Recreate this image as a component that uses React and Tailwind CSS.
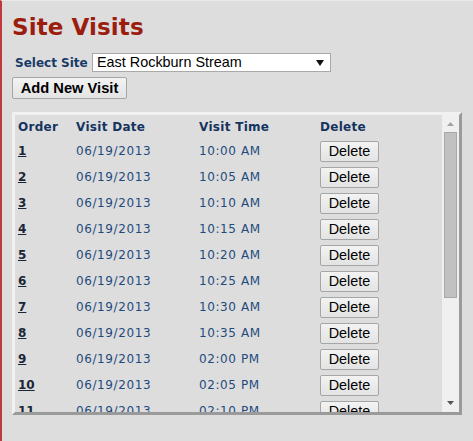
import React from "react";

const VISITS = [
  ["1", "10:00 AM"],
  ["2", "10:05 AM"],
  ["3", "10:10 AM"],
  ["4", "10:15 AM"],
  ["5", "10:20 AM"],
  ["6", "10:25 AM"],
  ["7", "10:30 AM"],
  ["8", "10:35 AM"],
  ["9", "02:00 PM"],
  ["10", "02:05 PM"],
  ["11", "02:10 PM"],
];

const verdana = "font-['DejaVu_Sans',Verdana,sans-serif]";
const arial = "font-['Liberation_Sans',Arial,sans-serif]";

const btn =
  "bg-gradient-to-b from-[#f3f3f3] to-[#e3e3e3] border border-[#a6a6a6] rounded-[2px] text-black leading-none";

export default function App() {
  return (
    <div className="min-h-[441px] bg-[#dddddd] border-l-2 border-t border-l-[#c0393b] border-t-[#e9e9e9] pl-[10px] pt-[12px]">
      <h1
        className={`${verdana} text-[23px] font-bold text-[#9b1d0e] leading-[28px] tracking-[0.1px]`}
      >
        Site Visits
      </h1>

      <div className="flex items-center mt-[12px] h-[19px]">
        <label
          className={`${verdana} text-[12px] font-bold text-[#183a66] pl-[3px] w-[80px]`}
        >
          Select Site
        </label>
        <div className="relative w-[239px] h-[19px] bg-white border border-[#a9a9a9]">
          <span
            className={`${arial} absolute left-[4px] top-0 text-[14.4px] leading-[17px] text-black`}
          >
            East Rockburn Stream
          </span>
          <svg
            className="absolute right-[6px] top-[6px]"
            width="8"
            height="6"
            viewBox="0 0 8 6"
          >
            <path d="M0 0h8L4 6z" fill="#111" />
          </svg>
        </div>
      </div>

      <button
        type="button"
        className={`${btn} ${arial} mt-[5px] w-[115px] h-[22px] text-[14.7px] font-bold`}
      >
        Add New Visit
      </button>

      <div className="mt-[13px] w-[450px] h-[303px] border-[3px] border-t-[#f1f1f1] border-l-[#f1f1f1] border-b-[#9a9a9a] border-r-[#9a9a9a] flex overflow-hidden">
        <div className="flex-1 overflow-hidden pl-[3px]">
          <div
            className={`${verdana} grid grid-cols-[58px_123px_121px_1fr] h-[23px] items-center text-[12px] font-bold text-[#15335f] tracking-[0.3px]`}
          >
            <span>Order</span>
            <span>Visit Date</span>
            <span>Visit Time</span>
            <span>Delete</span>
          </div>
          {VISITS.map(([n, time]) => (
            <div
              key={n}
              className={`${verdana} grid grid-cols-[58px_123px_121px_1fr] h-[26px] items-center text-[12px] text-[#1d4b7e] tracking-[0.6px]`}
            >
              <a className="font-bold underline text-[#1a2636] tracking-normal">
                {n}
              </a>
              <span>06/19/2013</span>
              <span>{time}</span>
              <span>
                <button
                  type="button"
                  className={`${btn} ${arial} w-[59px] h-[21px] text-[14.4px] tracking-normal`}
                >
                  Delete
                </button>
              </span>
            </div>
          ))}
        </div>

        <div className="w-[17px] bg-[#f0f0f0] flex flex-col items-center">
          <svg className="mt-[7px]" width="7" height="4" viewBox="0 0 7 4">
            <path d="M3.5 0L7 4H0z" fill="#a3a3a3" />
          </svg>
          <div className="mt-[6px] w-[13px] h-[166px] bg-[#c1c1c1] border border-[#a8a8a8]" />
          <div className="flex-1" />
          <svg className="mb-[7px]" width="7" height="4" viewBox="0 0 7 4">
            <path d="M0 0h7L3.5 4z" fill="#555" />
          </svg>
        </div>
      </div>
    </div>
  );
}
========================================
_Stated task_
Please write out all of the material above without changing a word, and omit any pictures.

_Task response_
Recreate this image as a component that uses React and Tailwind CSS.
import React from "react";

const VISITS = [
  ["1", "10:00 AM"],
  ["2", "10:05 AM"],
  ["3", "10:10 AM"],
  ["4", "10:15 AM"],
  ["5", "10:20 AM"],
  ["6", "10:25 AM"],
  ["7", "10:30 AM"],
  ["8", "10:35 AM"],
  ["9", "02:00 PM"],
  ["10", "02:05 PM"],
  ["11", "02:10 PM"],
];

const verdana = "font-['DejaVu_Sans',Verdana,sans-serif]";
const arial = "font-['Liberation_Sans',Arial,sans-serif]";

const btn =
  "bg-gradient-to-b from-[#f3f3f3] to-[#e3e3e3] border border-[#a6a6a6] rounded-[2px] text-black leading-none";

export default function App() {
  return (
    <div className="min-h-[441px] bg-[#dddddd] border-l-2 border-t border-l-[#c0393b] border-t-[#e9e9e9] pl-[10px] pt-[12px]">
      <h1
        className={`${verdana} text-[23px] font-bold text-[#9b1d0e] leading-[28px] tracking-[0.1px]`}
      >
        Site Visits
      </h1>

      <div className="flex items-center mt-[12px] h-[19px]">
        <label
          className={`${verdana} text-[12px] font-bold text-[#183a66] pl-[3px] w-[80px]`}
        >
          Select Site
        </label>
        <div className="relative w-[239px] h-[19px] bg-white border border-[#a9a9a9]">
          <span
            className={`${arial} absolute left-[4px] top-0 text-[14.4px] leading-[17px] text-black`}
          >
            East Rockburn Stream
          </span>
          <svg
            className="absolute right-[6px] top-[6px]"
            width="8"
            height="6"
            viewBox="0 0 8 6"
          >
            <path d="M0 0h8L4 6z" fill="#111" />
          </svg>
        </div>
      </div>

      <button
        type="button"
        className={`${btn} ${arial} mt-[5px] w-[115px] h-[22px] text-[14.7px] font-bold`}
      >
        Add New Visit
      </button>

      <div className="mt-[13px] w-[450px] h-[303px] border-[3px] border-t-[#f1f1f1] border-l-[#f1f1f1] border-b-[#9a9a9a] border-r-[#9a9a9a] flex overflow-hidden">
        <div className="flex-1 overflow-hidden pl-[3px]">
          <div
            className={`${verdana} grid grid-cols-[58px_123px_121px_1fr] h-[23px] items-center text-[12px] font-bold text-[#15335f] tracking-[0.3px]`}
          >
            <span>Order</span>
            <span>Visit Date</span>
            <span>Visit Time</span>
            <span>Delete</span>
          </div>
          {VISITS.map(([n, time]) => (
            <div
              key={n}
              className={`${verdana} grid grid-cols-[58px_123px_121px_1fr] h-[26px] items-center text-[12px] text-[#1d4b7e] tracking-[0.6px]`}
            >
              <a className="font-bold underline text-[#1a2636] tracking-normal">
                {n}
              </a>
              <span>06/19/2013</span>
              <span>{time}</span>
              <span>
                <button
                  type="button"
                  className={`${btn} ${arial} w-[59px] h-[21px] text-[14.4px] tracking-normal`}
                >
                  Delete
                </button>
              </span>
            </div>
          ))}
        </div>

        <div className="w-[17px] bg-[#f0f0f0] flex flex-col items-center">
          <svg className="mt-[7px]" width="7" height="4" viewBox="0 0 7 4">
            <path d="M3.5 0L7 4H0z" fill="#a3a3a3" />
          </svg>
          <div className="mt-[6px] w-[13px] h-[166px] bg-[#c1c1c1] border border-[#a8a8a8]" />
          <div className="flex-1" />
          <svg className="mb-[7px]" width="7" height="4" viewBox="0 0 7 4">
            <path d="M0 0h7L3.5 4z" fill="#555" />
          </svg>
        </div>
      </div>
    </div>
  );
}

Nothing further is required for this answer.